**EXERCISE GOAL**
Output all the data exactly. Pictures do not belong in the copy.

**COLLECTED DATA**
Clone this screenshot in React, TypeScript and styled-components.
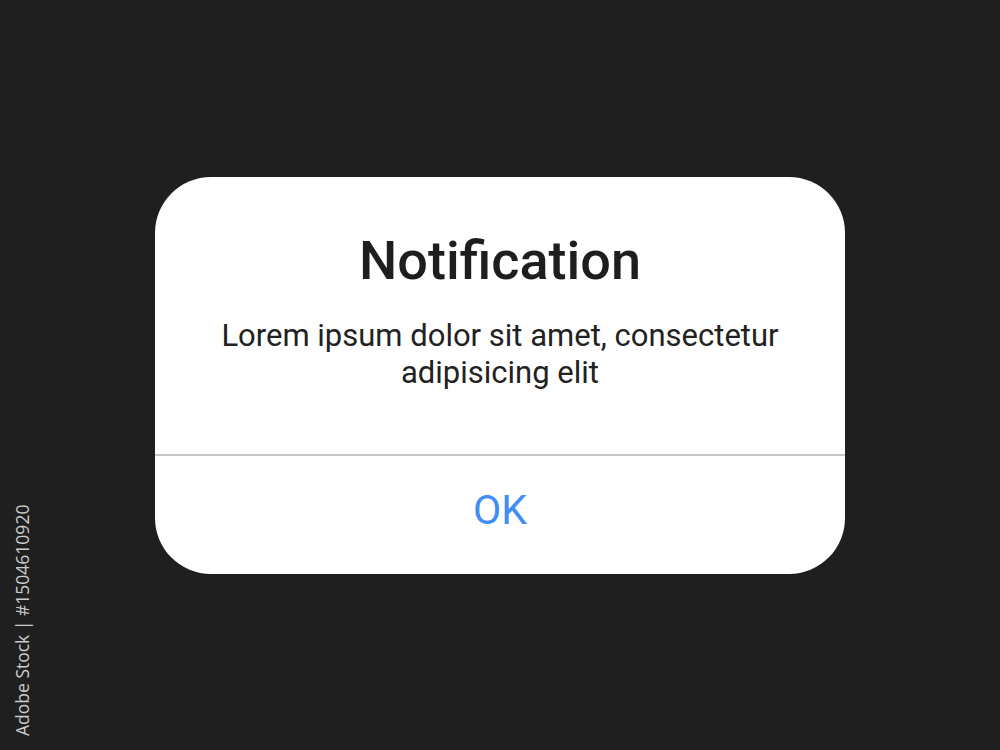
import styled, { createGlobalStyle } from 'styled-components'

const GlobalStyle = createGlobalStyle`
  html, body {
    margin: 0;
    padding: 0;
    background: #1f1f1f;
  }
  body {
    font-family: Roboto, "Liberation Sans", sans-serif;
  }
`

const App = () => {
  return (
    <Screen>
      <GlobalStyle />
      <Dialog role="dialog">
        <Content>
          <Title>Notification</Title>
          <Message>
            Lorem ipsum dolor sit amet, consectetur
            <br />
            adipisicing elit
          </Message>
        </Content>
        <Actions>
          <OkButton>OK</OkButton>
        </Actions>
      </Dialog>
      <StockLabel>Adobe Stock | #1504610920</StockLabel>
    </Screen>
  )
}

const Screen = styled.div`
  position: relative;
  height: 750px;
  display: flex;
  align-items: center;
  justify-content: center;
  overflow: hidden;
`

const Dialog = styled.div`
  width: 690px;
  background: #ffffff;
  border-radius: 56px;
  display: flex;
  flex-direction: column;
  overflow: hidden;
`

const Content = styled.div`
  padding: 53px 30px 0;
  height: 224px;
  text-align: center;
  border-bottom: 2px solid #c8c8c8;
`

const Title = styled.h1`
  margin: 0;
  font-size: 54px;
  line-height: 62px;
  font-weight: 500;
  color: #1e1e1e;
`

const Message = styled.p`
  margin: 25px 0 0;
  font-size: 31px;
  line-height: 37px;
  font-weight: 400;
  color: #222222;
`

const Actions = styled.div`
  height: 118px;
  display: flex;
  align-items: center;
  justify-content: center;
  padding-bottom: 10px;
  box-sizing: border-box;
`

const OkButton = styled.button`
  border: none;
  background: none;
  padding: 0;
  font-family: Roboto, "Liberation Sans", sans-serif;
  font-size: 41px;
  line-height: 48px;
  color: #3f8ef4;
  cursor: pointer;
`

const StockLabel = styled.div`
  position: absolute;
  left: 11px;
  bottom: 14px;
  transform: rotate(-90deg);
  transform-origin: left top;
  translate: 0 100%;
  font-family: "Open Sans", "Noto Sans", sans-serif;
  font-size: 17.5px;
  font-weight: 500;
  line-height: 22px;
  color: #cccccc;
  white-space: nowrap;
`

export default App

**EXPECTED ANSWER**
Clone this screenshot in React, TypeScript and styled-components.
import styled, { createGlobalStyle } from 'styled-components'

const GlobalStyle = createGlobalStyle`
  html, body {
    margin: 0;
    padding: 0;
    background: #1f1f1f;
  }
  body {
    font-family: Roboto, "Liberation Sans", sans-serif;
  }
`

const App = () => {
  return (
    <Screen>
      <GlobalStyle />
      <Dialog role="dialog">
        <Content>
          <Title>Notification</Title>
          <Message>
            Lorem ipsum dolor sit amet, consectetur
            <br />
            adipisicing elit
          </Message>
        </Content>
        <Actions>
          <OkButton>OK</OkButton>
        </Actions>
      </Dialog>
      <StockLabel>Adobe Stock | #1504610920</StockLabel>
    </Screen>
  )
}

const Screen = styled.div`
  position: relative;
  height: 750px;
  display: flex;
  align-items: center;
  justify-content: center;
  overflow: hidden;
`

const Dialog = styled.div`
  width: 690px;
  background: #ffffff;
  border-radius: 56px;
  display: flex;
  flex-direction: column;
  overflow: hidden;
`

const Content = styled.div`
  padding: 53px 30px 0;
  height: 224px;
  text-align: center;
  border-bottom: 2px solid #c8c8c8;
`

const Title = styled.h1`
  margin: 0;
  font-size: 54px;
  line-height: 62px;
  font-weight: 500;
  color: #1e1e1e;
`

const Message = styled.p`
  margin: 25px 0 0;
  font-size: 31px;
  line-height: 37px;
  font-weight: 400;
  color: #222222;
`

const Actions = styled.div`
  height: 118px;
  display: flex;
  align-items: center;
  justify-content: center;
  padding-bottom: 10px;
  box-sizing: border-box;
`

const OkButton = styled.button`
  border: none;
  background: none;
  padding: 0;
  font-family: Roboto, "Liberation Sans", sans-serif;
  font-size: 41px;
  line-height: 48px;
  color: #3f8ef4;
  cursor: pointer;
`

const StockLabel = styled.div`
  position: absolute;
  left: 11px;
  bottom: 14px;
  transform: rotate(-90deg);
  transform-origin: left top;
  translate: 0 100%;
  font-family: "Open Sans", "Noto Sans", sans-serif;
  font-size: 17.5px;
  font-weight: 500;
  line-height: 22px;
  color: #cccccc;
  white-space: nowrap;
`

export default App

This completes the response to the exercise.